Portal of I
posted on 7/2012 By:
There are two totally valid arguments to be made about Portal of I, the ambitious full length debut from Australia's Ne Obliviscaris.
There's the one that I am pre-disposed to make. That one that goes: At 72 minutes long, Portal of I is a bit of mess, a baroque assemblage of ideas and themes that provides little in the way of concise, rewarding songs.
The counterpoint, of course, is that Portal of I is a baroque assemblage of brilliantly executed ideas and themes that doesn't need to coalesce into anything other than 72 minutes of thrilling sounds.
Ne Obliviscaris first made waves among progressive/melodic black/death metal fans in 2007 with their self-produced demo, The Aurora Veil. Portal of I continues in the same vein as the well regarded Aurora Veil, with all three songs from that release being re-recorded with an ever-so-slightly more modern gloss courtesy of Code 666 Records.
What remains commendable about Ne Obliviscaris is their ambition.

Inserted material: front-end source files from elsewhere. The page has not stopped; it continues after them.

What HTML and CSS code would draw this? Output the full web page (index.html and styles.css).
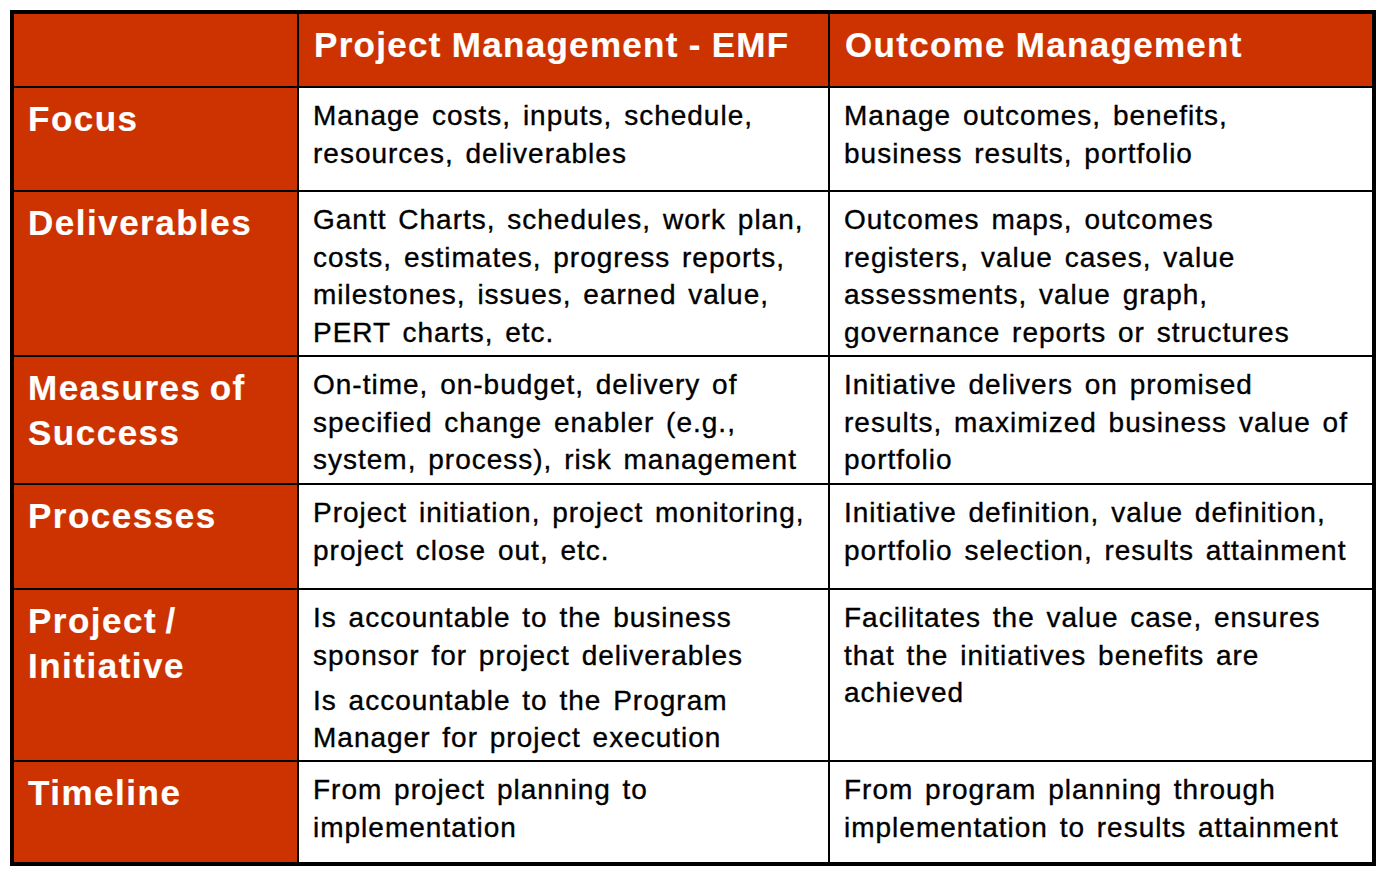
FILE: index.html
```html
<!DOCTYPE html>
<html>
<head>
<meta charset="utf-8">
<link rel="stylesheet" href="styles.css">
</head>
<body>
<div class="grid">
  <div class="cell label"></div>
  <div class="cell head">Project Management - EMF</div>
  <div class="cell head">Outcome Management</div>

  <div class="cell label">Focus</div>
  <div class="cell body">Manage costs, inputs, schedule,<br>resources, deliverables</div>
  <div class="cell body">Manage outcomes, benefits,<br>business results, portfolio</div>

  <div class="cell label">Deliverables</div>
  <div class="cell body">Gantt Charts, schedules, work plan,<br>costs, estimates, progress reports,<br>milestones, issues, earned value,<br>PERT charts, etc.</div>
  <div class="cell body">Outcomes maps, outcomes<br>registers, value cases, value<br>assessments, value graph,<br>governance reports or structures</div>

  <div class="cell label">Measures of<br>Success</div>
  <div class="cell body">On-time, on-budget, delivery of<br>specified change enabler (e.g.,<br>system, process), risk management</div>
  <div class="cell body">Initiative delivers on promised<br>results, maximized business value of<br>portfolio</div>

  <div class="cell label">Processes</div>
  <div class="cell body">Project initiation, project monitoring,<br>project close out, etc.</div>
  <div class="cell body">Initiative definition, value definition,<br>portfolio selection, results attainment</div>

  <div class="cell label">Project /<br>Initiative</div>
  <div class="cell body">
    <p class="para">Is accountable to the business<br>sponsor for project deliverables</p>
    <p class="para">Is accountable to the Program<br>Manager for project execution</p>
  </div>
  <div class="cell body">Facilitates the value case, ensures<br>that the initiatives benefits are<br>achieved</div>

  <div class="cell label">Timeline</div>
  <div class="cell body">From project planning to<br>implementation</div>
  <div class="cell body">From program planning through<br>implementation to results attainment</div>
</div>
</body>
</html>
```

FILE: styles.css
```css
html, body {
  margin: 0;
  padding: 0;
  background: #ffffff;
}

body {
  padding: 10px 0 0 10px;
}

.grid {
  display: grid;
  grid-template-columns: 283px 529px 542px;
  grid-template-rows: 72px 102px 163px 126px 103px 170px 100px;
  gap: 2px;
  width: 1358px;
  background: #000000;
  border: 4px solid #000000;
  font-family: "Liberation Sans", Arial, sans-serif;
}

.cell {
  box-sizing: border-box;
  padding-left: 14px;
}

.label, .head {
  background: #cc3300;
  color: #ffffff;
  font-weight: bold;
  font-size: 35px;
  line-height: 45px;
  padding-top: 8px;
  -webkit-text-stroke: 0.2px #ffffff;
}

.label {
  letter-spacing: 1.5px;
  word-spacing: -3px;
}

.head {
  padding-left: 15px;
  letter-spacing: 1.3px;
  word-spacing: -1px;
}

.body {
  background: #ffffff;
  color: #000000;
  font-size: 28px;
  line-height: 37.5px;
  letter-spacing: 1px;
  word-spacing: 3px;
  padding-top: 9px;
  -webkit-text-stroke: 0.35px #000000;
}

.para {
  margin: 0 0 7.5px 0;
}
```
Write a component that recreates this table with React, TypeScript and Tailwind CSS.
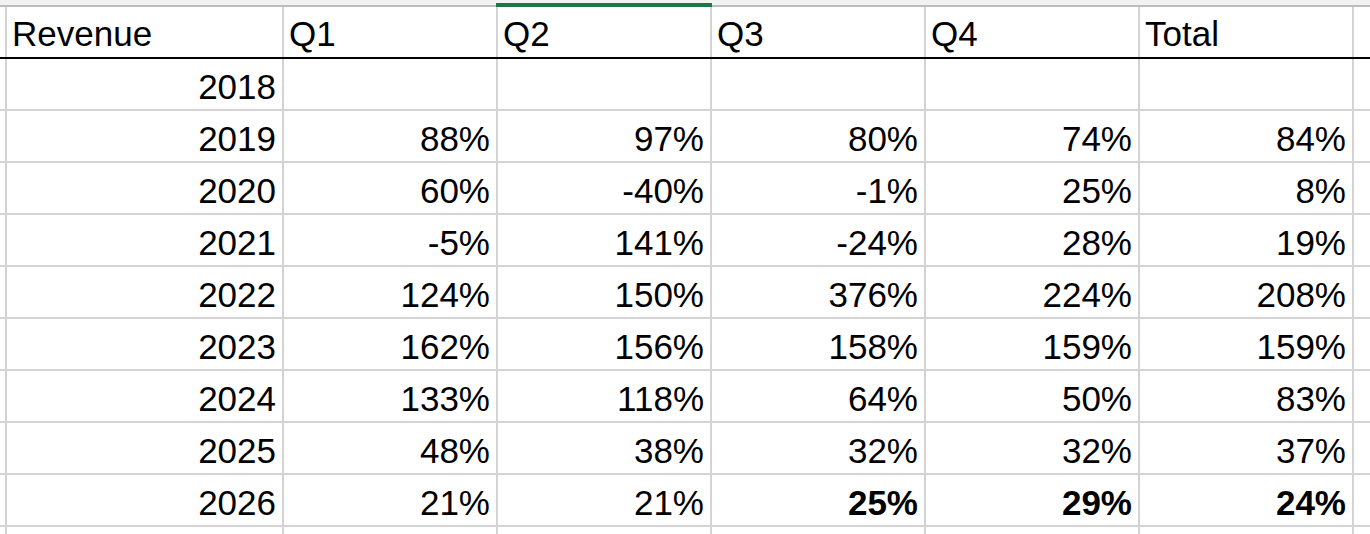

On Portal of I, they compose seven massive and incredibly complex melodic/progressive black/death metal songs and perform them flawlessly. There's no shame in standing in awe of such a feat.
But you won't be wrong for questioning Ne Obliviscaris' ability to pull together all their ideas in a way that makes sense, either.
There are moments of ecstatic, overwhelming sound to be experienced here. The opening moments of "Tapestry of the Starless Abstract" -- a retread from the Aurora Veil days -- surges with Somberlain courting melodic urgency, which reminds the listener how simply pleasurable it is to hear a band play something that is fast and melodic and difficult. On "Of Petrichor Weaves Black Noise," tremolo guitars and bass, bass, sweet mother of audible bass communicate with a speed and clarity metal fans are seldom privileged to.
Of course, it's hard for any band to maintain that sort of enthusiasm over the course of even four minutes, and Ne Obliviscaris knows this. Unfortunately, they still soldiered forward with an album mostly comprising 10-12 minute long songs, and they have filled the gaps between the brilliant bits with some regrettably boring material.
Tracks "And Plague Flowers the Kaleidoscope" and "Forget Not" are saddled with the sonic deadweight of extended sections of violin meandering, which contribute Portal of I's runtime, but little else.
On the subject of that violin, it should be noted that the instrument is put to its best use on this album when it's a component of the grander melodic equation, like on the resurgent middle section of "Kaleidoscope." As a featured instrument, it accounts for some of Portal of I's most laborious movements. The vocals of Tim Charles -- who also handles the violin -- tend to grate, as well. Charles' nasal singing is competent, but is also featured during some of the album's duller proceedings, including the maudlin outro to "Forget Not."
Portal of I is an absolute winner for fans who'll either overlook its compositional flaws in favor of its performative brilliance (or those actually willing to submit to its protracted moments of cloying navel-gazing.) The challenge for others will be maintaining interest while the band spends a considerable amount of time engaging in everything but their greatest strength, which is playing hard, fast and difficult music.